---- Rows

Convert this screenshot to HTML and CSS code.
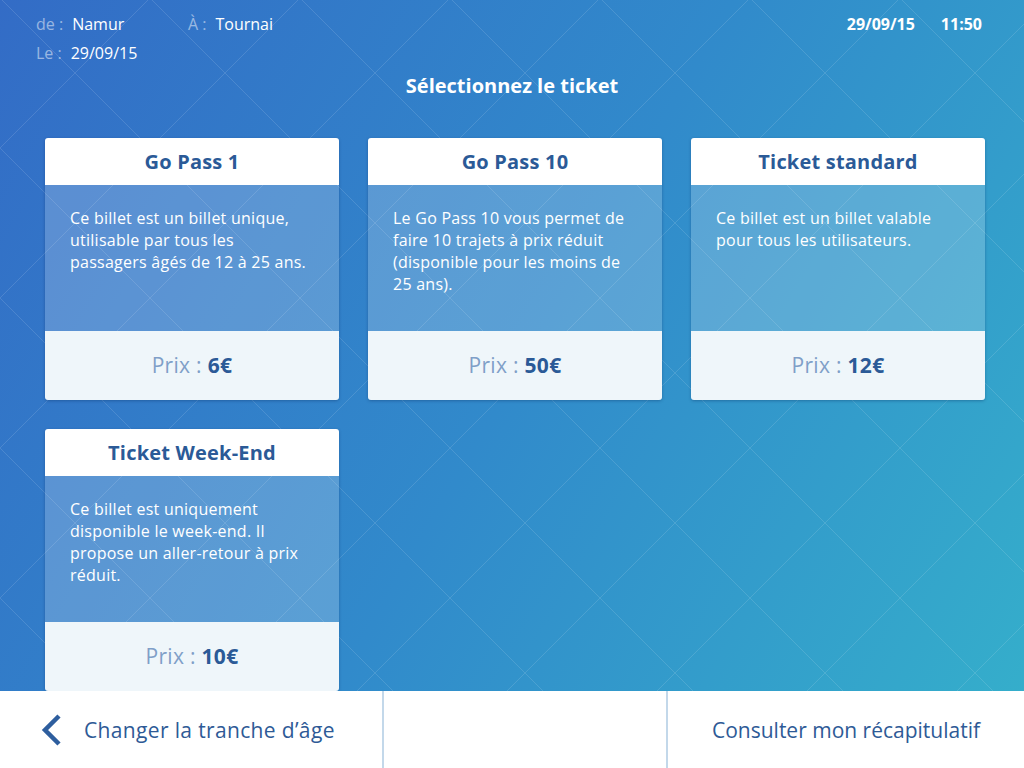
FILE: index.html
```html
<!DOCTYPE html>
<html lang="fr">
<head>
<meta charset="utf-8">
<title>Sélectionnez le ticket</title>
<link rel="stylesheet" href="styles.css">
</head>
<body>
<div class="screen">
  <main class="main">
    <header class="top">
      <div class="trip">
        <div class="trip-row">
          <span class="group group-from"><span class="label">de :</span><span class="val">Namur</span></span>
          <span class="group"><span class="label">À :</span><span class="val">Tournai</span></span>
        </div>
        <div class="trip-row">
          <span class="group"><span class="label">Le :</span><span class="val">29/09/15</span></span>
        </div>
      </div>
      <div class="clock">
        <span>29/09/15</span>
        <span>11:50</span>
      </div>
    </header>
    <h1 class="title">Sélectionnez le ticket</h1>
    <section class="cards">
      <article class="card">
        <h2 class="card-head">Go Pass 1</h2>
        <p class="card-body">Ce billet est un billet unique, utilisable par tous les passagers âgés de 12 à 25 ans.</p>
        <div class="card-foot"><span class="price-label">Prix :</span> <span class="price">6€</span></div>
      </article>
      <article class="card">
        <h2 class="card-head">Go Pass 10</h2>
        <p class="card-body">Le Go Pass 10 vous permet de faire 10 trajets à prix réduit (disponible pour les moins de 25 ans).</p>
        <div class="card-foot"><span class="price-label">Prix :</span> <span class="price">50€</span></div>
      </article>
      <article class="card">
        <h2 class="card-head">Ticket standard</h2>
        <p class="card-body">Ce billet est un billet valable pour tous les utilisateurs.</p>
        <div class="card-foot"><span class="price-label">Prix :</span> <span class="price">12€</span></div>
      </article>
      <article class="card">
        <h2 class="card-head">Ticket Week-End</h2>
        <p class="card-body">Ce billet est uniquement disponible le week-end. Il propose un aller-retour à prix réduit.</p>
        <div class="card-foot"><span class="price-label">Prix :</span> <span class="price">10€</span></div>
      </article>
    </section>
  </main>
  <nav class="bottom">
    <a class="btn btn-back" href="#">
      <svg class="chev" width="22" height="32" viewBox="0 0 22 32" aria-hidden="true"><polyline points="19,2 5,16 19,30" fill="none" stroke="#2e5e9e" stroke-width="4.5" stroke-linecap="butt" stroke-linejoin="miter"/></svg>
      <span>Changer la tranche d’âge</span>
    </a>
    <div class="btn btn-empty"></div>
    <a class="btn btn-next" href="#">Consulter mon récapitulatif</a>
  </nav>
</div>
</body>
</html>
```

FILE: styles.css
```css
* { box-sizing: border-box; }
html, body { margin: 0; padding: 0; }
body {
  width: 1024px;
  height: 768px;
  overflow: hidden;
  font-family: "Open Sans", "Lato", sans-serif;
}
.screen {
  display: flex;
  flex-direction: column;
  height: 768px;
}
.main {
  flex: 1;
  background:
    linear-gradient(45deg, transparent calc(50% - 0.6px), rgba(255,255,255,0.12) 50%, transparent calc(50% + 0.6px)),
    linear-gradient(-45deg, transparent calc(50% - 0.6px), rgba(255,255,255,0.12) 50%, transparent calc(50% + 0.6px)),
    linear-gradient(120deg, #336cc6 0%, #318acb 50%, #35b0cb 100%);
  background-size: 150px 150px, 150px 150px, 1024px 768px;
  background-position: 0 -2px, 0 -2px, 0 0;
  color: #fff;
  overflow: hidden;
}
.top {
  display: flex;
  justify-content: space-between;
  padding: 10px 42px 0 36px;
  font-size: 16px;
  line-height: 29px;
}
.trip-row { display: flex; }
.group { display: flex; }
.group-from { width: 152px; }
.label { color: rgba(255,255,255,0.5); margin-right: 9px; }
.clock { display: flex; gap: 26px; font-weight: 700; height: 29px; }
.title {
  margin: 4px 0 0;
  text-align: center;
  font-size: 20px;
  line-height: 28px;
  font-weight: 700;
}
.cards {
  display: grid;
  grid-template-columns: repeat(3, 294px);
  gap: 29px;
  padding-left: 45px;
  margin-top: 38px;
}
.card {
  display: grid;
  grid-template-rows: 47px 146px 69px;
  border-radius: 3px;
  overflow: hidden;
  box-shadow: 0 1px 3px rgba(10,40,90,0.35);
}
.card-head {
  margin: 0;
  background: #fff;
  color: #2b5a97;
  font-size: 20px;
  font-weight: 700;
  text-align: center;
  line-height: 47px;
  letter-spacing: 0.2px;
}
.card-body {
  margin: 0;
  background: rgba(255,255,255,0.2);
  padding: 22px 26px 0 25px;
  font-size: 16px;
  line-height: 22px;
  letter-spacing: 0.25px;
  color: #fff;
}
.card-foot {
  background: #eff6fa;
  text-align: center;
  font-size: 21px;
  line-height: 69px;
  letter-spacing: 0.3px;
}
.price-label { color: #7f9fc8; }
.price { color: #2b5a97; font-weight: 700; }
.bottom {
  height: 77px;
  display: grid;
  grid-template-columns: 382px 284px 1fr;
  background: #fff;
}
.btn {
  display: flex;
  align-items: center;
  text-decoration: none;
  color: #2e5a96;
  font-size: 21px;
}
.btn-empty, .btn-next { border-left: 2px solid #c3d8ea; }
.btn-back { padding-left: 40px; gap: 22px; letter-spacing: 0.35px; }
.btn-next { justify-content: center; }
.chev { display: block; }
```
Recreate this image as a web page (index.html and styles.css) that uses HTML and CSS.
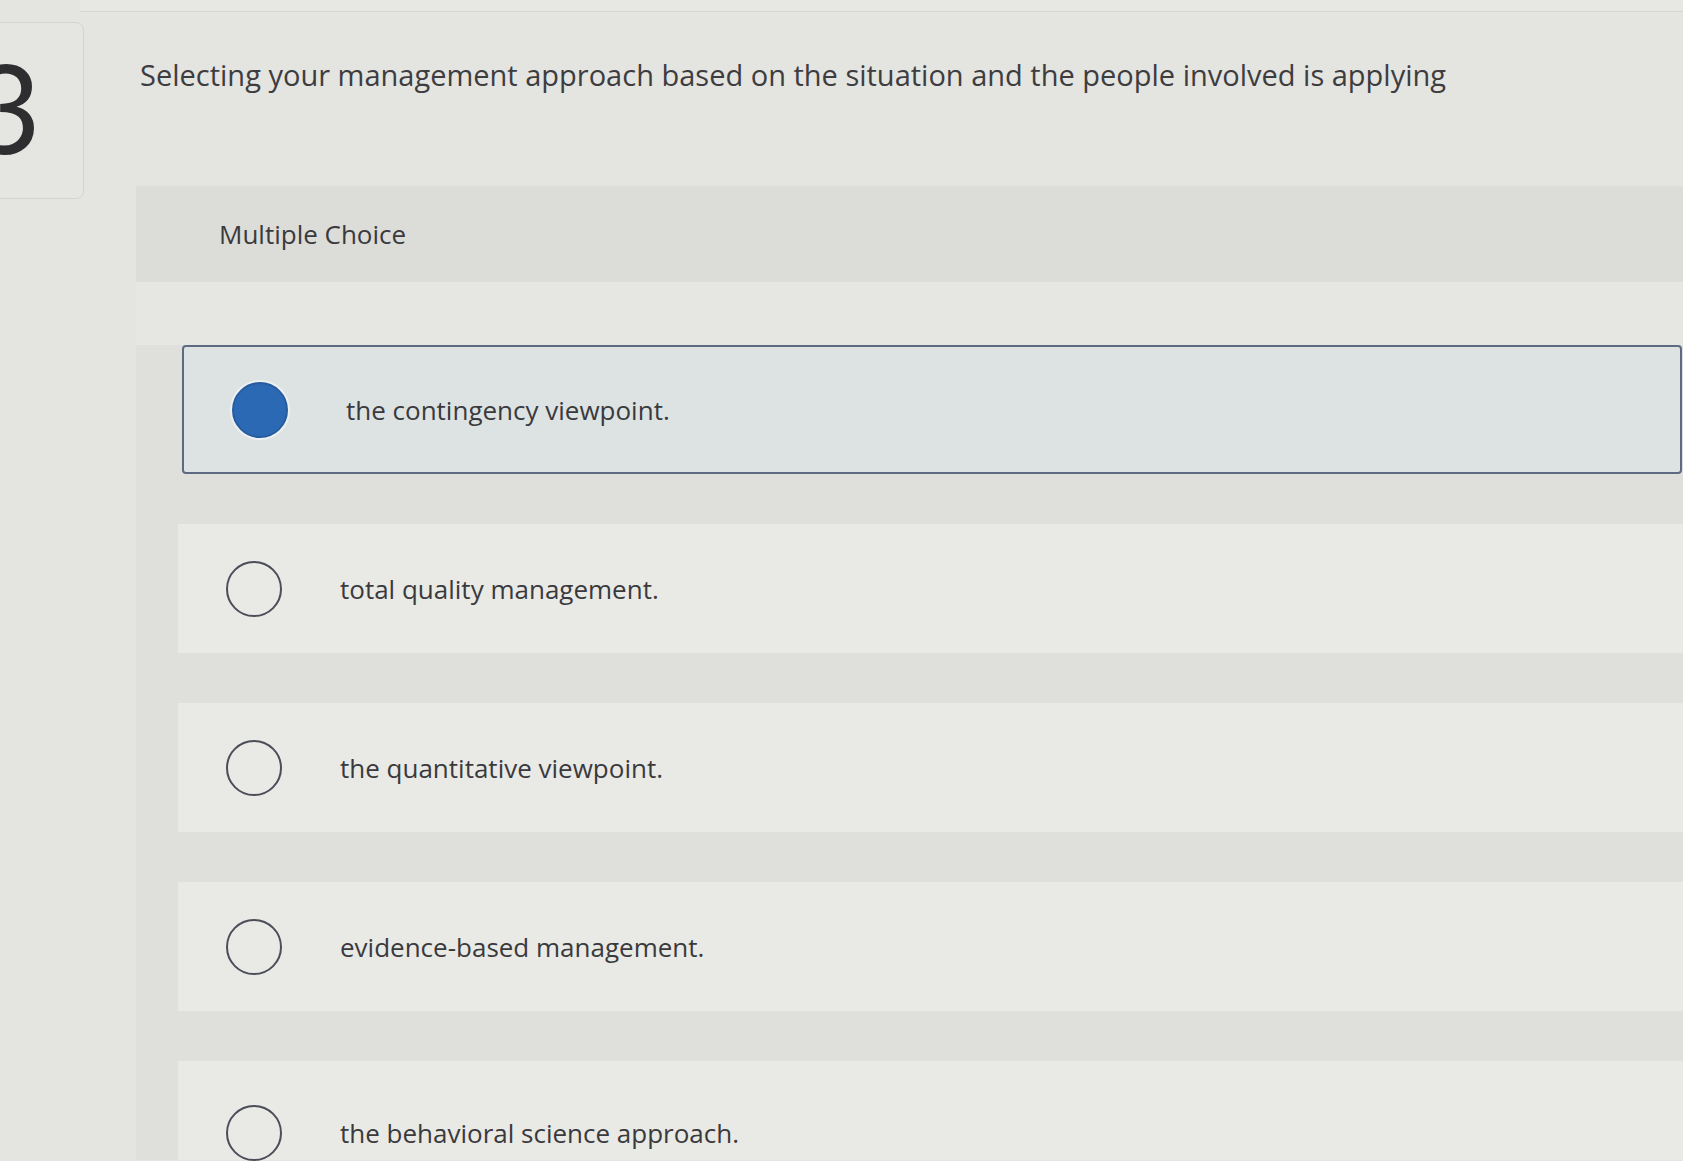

--------

Task prompt: Without including any pictures, reproduce the listing exactly.

Response for this exercise:
Convert this screenshot to HTML and CSS code.
FILE: index.html
```html
<!DOCTYPE html>
<html lang="fr">
<head>
<meta charset="utf-8">
<title>Sélectionnez le ticket</title>
<link rel="stylesheet" href="styles.css">
</head>
<body>
<div class="screen">
  <main class="main">
    <header class="top">
      <div class="trip">
        <div class="trip-row">
          <span class="group group-from"><span class="label">de :</span><span class="val">Namur</span></span>
          <span class="group"><span class="label">À :</span><span class="val">Tournai</span></span>
        </div>
        <div class="trip-row">
          <span class="group"><span class="label">Le :</span><span class="val">29/09/15</span></span>
        </div>
      </div>
      <div class="clock">
        <span>29/09/15</span>
        <span>11:50</span>
      </div>
    </header>
    <h1 class="title">Sélectionnez le ticket</h1>
    <section class="cards">
      <article class="card">
        <h2 class="card-head">Go Pass 1</h2>
        <p class="card-body">Ce billet est un billet unique, utilisable par tous les passagers âgés de 12 à 25 ans.</p>
        <div class="card-foot"><span class="price-label">Prix :</span> <span class="price">6€</span></div>
      </article>
      <article class="card">
        <h2 class="card-head">Go Pass 10</h2>
        <p class="card-body">Le Go Pass 10 vous permet de faire 10 trajets à prix réduit (disponible pour les moins de 25 ans).</p>
        <div class="card-foot"><span class="price-label">Prix :</span> <span class="price">50€</span></div>
      </article>
      <article class="card">
        <h2 class="card-head">Ticket standard</h2>
        <p class="card-body">Ce billet est un billet valable pour tous les utilisateurs.</p>
        <div class="card-foot"><span class="price-label">Prix :</span> <span class="price">12€</span></div>
      </article>
      <article class="card">
        <h2 class="card-head">Ticket Week-End</h2>
        <p class="card-body">Ce billet est uniquement disponible le week-end. Il propose un aller-retour à prix réduit.</p>
        <div class="card-foot"><span class="price-label">Prix :</span> <span class="price">10€</span></div>
      </article>
    </section>
  </main>
  <nav class="bottom">
    <a class="btn btn-back" href="#">
      <svg class="chev" width="22" height="32" viewBox="0 0 22 32" aria-hidden="true"><polyline points="19,2 5,16 19,30" fill="none" stroke="#2e5e9e" stroke-width="4.5" stroke-linecap="butt" stroke-linejoin="miter"/></svg>
      <span>Changer la tranche d’âge</span>
    </a>
    <div class="btn btn-empty"></div>
    <a class="btn btn-next" href="#">Consulter mon récapitulatif</a>
  </nav>
</div>
</body>
</html>
```

FILE: styles.css
```css
* { box-sizing: border-box; }
html, body { margin: 0; padding: 0; }
body {
  width: 1024px;
  height: 768px;
  overflow: hidden;
  font-family: "Open Sans", "Lato", sans-serif;
}
.screen {
  display: flex;
  flex-direction: column;
  height: 768px;
}
.main {
  flex: 1;
  background:
    linear-gradient(45deg, transparent calc(50% - 0.6px), rgba(255,255,255,0.12) 50%, transparent calc(50% + 0.6px)),
    linear-gradient(-45deg, transparent calc(50% - 0.6px), rgba(255,255,255,0.12) 50%, transparent calc(50% + 0.6px)),
    linear-gradient(120deg, #336cc6 0%, #318acb 50%, #35b0cb 100%);
  background-size: 150px 150px, 150px 150px, 1024px 768px;
  background-position: 0 -2px, 0 -2px, 0 0;
  color: #fff;
  overflow: hidden;
}
.top {
  display: flex;
  justify-content: space-between;
  padding: 10px 42px 0 36px;
  font-size: 16px;
  line-height: 29px;
}
.trip-row { display: flex; }
.group { display: flex; }
.group-from { width: 152px; }
.label { color: rgba(255,255,255,0.5); margin-right: 9px; }
.clock { display: flex; gap: 26px; font-weight: 700; height: 29px; }
.title {
  margin: 4px 0 0;
  text-align: center;
  font-size: 20px;
  line-height: 28px;
  font-weight: 700;
}
.cards {
  display: grid;
  grid-template-columns: repeat(3, 294px);
  gap: 29px;
  padding-left: 45px;
  margin-top: 38px;
}
.card {
  display: grid;
  grid-template-rows: 47px 146px 69px;
  border-radius: 3px;
  overflow: hidden;
  box-shadow: 0 1px 3px rgba(10,40,90,0.35);
}
.card-head {
  margin: 0;
  background: #fff;
  color: #2b5a97;
  font-size: 20px;
  font-weight: 700;
  text-align: center;
  line-height: 47px;
  letter-spacing: 0.2px;
}
.card-body {
  margin: 0;
  background: rgba(255,255,255,0.2);
  padding: 22px 26px 0 25px;
  font-size: 16px;
  line-height: 22px;
  letter-spacing: 0.25px;
  color: #fff;
}
.card-foot {
  background: #eff6fa;
  text-align: center;
  font-size: 21px;
  line-height: 69px;
  letter-spacing: 0.3px;
}
.price-label { color: #7f9fc8; }
.price { color: #2b5a97; font-weight: 700; }
.bottom {
  height: 77px;
  display: grid;
  grid-template-columns: 382px 284px 1fr;
  background: #fff;
}
.btn {
  display: flex;
  align-items: center;
  text-decoration: none;
  color: #2e5a96;
  font-size: 21px;
}
.btn-empty, .btn-next { border-left: 2px solid #c3d8ea; }
.btn-back { padding-left: 40px; gap: 22px; letter-spacing: 0.35px; }
.btn-next { justify-content: center; }
.chev { display: block; }
```
Recreate this image as a web page (index.html and styles.css) that uses HTML and CSS.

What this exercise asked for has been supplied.